Ele foi decerto um marco, até na coragem de persistir em exercer resistência contra a má-fé e a ignorância. Os surrealistas foram os únicos que não pertenceram picturalmente à sua descendência e, por isso, é com o maior à-vontade que se regozijam por ele ter ido tão alto e tão fundo.
Não vou imaginar Cézanne no nosso tempo, a hipótese seria arbitrária. Cézanne, para ser um contemporâneo nosso – ou seja, um contemporâneo dos foguetões Apolo, das novas teorias sobre óptica e da entrada na era do Aquário – não precisa de outro passaporte para além da sua “Jarra azul”, pois nela vive perfeitamente tanto a alta matemática como a música de Gershwin ou dos Dire Straits, por exemplo.
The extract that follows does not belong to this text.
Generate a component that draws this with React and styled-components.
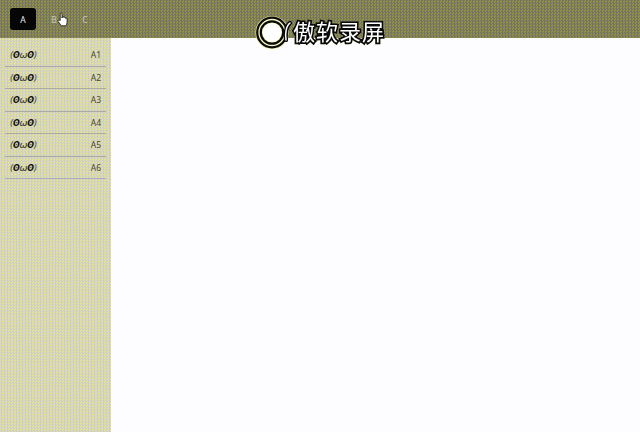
import React from "react";
import styled, { createGlobalStyle } from "styled-components";

const GlobalStyle = createGlobalStyle`
  html, body {
    margin: 0;
    padding: 0;
    background: #fdfdff;
    font-family: "Noto Sans", "Open Sans", sans-serif;
  }
`;

const Page = styled.div`
  position: relative;
  width: 640px;
  height: 432px;
  overflow: hidden;
  display: flex;
  flex-direction: column;
  background: #fdfdff;
`;

const Header = styled.header`
  height: 38px;
  flex: none;
  display: flex;
  align-items: flex-start;
  gap: 5px;
  padding: 8px 0 0 10px;
  box-sizing: border-box;
  background-color: #919140;
  background-image: conic-gradient(
    #737368 25%,
    transparent 0 50%,
    #737368 0 75%,
    transparent 0
  );
  background-size: 3px 3px;
`;

const Tab = styled.div`
  width: 26px;
  height: 22px;
  display: flex;
  align-items: center;
  justify-content: center;
  border-radius: 3px;
  font-size: 8.5px;
  font-weight: 400;
  color: ${(p) => (p.$active ? "#e8e8f0" : "#c9c9c4")};
  background: ${(p) => (p.$active ? "#060606" : "transparent")};
`;

const Body = styled.div`
  flex: 1;
  display: flex;
`;

const Sidebar = styled.aside`
  width: 111px;
  flex: none;
  box-sizing: border-box;
  padding: 6px 5px 0;
  background-color: #e4e48e;
  background-image: conic-gradient(
    #cdcdd0 25%,
    transparent 0 50%,
    #cdcdd0 0 75%,
    transparent 0
  );
  background-size: 3px 3px;
`;

const Row = styled.div`
  height: 22.5px;
  box-sizing: border-box;
  display: flex;
  align-items: center;
  justify-content: space-between;
  padding: 0 5px;
  border-bottom: 1.5px solid ${(p) => (p.$last ? "#a8a8c8" : "#aaaaa6")};
  font-size: 8.5px;
  color: #45453a;
`;

const Face = styled.span`
  font-family: "DejaVu Sans", sans-serif;
  font-style: italic;
  font-size: 8px;
  letter-spacing: -0.2px;
  color: #3a3a30;
`;

const Eye = styled.b`
  font-weight: 700;
  color: #111;
`;

const Mouth = styled.span`
  font-size: 9.5px;
`;

const Main = styled.main`
  flex: 1;
  background: #fdfdff;
`;

const Watermark = styled.div`
  position: absolute;
  left: 255px;
  top: 15px;
  display: flex;
  align-items: center;
`;

const LogoMark = styled.svg`
  width: 38px;
  height: 33px;
  display: block;
`;

const WatermarkText = styled.span`
  margin: 0 0 5px 0;
  font-family: "Noto Sans CJK SC", sans-serif;
  font-size: 22px;
  line-height: 30px;
  font-weight: 400;
  letter-spacing: 1px;
  color: #fff;
  -webkit-text-stroke: 3.5px #0a0a0a;
  paint-order: stroke fill;
  filter: drop-shadow(0 0 0.7px #eeee9c);
`;

const Cursor = styled.svg`
  position: absolute;
  left: 57px;
  top: 12px;
  width: 12px;
  height: 15px;
`;

const rows = ["A1", "A2", "A3", "A4", "A5", "A6"];

export default function App() {
  return (
    <>
      <GlobalStyle />
      <Page>
        <Header>
          <Tab $active>A</Tab>
          <Tab>B</Tab>
          <Tab>C</Tab>
        </Header>
        <Body>
          <Sidebar>
            {rows.map((name, i) => (
              <Row key={name} $last={i === rows.length - 1}>
                <Face>
                  (<Eye>ʘ</Eye>
                  <Mouth>ω</Mouth>
                  <Eye>ʘ</Eye>)
                </Face>
                <span>{name}</span>
              </Row>
            ))}
          </Sidebar>
          <Main />
        </Body>
        <Cursor viewBox="0 0 12 15">
          <path
            d="M3.2 8.5V2c0-1.2 1.8-1.2 1.8 0v4l.2-1c.3-.9 1.5-.8 1.6.1l.1.6c.2-.8 1.4-.8 1.6.1l.1.7c.3-.6 1.4-.5 1.5.4v3.3c0 1.5-.6 2.6-1.2 3.6H4.4L1.2 9.6c-.7-1 .6-2 1.4-1.3z"
            fill="#fff"
            stroke="#111"
            strokeWidth="0.8"
            strokeLinejoin="round"
          />
        </Cursor>
        <Watermark>
          <LogoMark viewBox="0 0 38 33">
            <circle cx="17" cy="16.5" r="13" fill="#fff" stroke="#eeee9c" strokeWidth="7" />
            <circle cx="17" cy="16.5" r="13" fill="none" stroke="#0a0a0a" strokeWidth="5.8" />
            <circle cx="17" cy="16.5" r="13" fill="none" stroke="#f4f4c0" strokeWidth="1.3" />
            <path d="M35 7 C31 10 30 18 31 24" fill="none" stroke="#0a0a0a" strokeWidth="4.2" strokeLinecap="round" />
            <path d="M35 7 C31 10 30 18 31 24" fill="none" stroke="#fff" strokeWidth="1.5" strokeLinecap="round" />
          </LogoMark>
          <WatermarkText>傲软录屏</WatermarkText>
        </Watermark>
      </Page>
    </>
  );
}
Ele foi um desbravador intemerato de veredas e, como Picasso mais tarde, encontrava e buscava, numa sequência límpida e harmoniosa.
Referência obrigatória no mapa da grande viagem, “ cogito ergo sum ” do entreposto surrealista, familiarizado com o absoluto, Cézanne continua ao longo dum universo expansivo e feérico a desfazer a grande incógnita que mais ou menos à mesma altura, mas num continente de interrogações diferente, Paul Gauguin igualmente colocava em equação: ”Quem somos? De onde viemos? Para onde vamos?”.
A resposta está talvez na visão que do Tempo é possível extrairmos. Como Cézanne, recorde-se, sabia e deu a ver.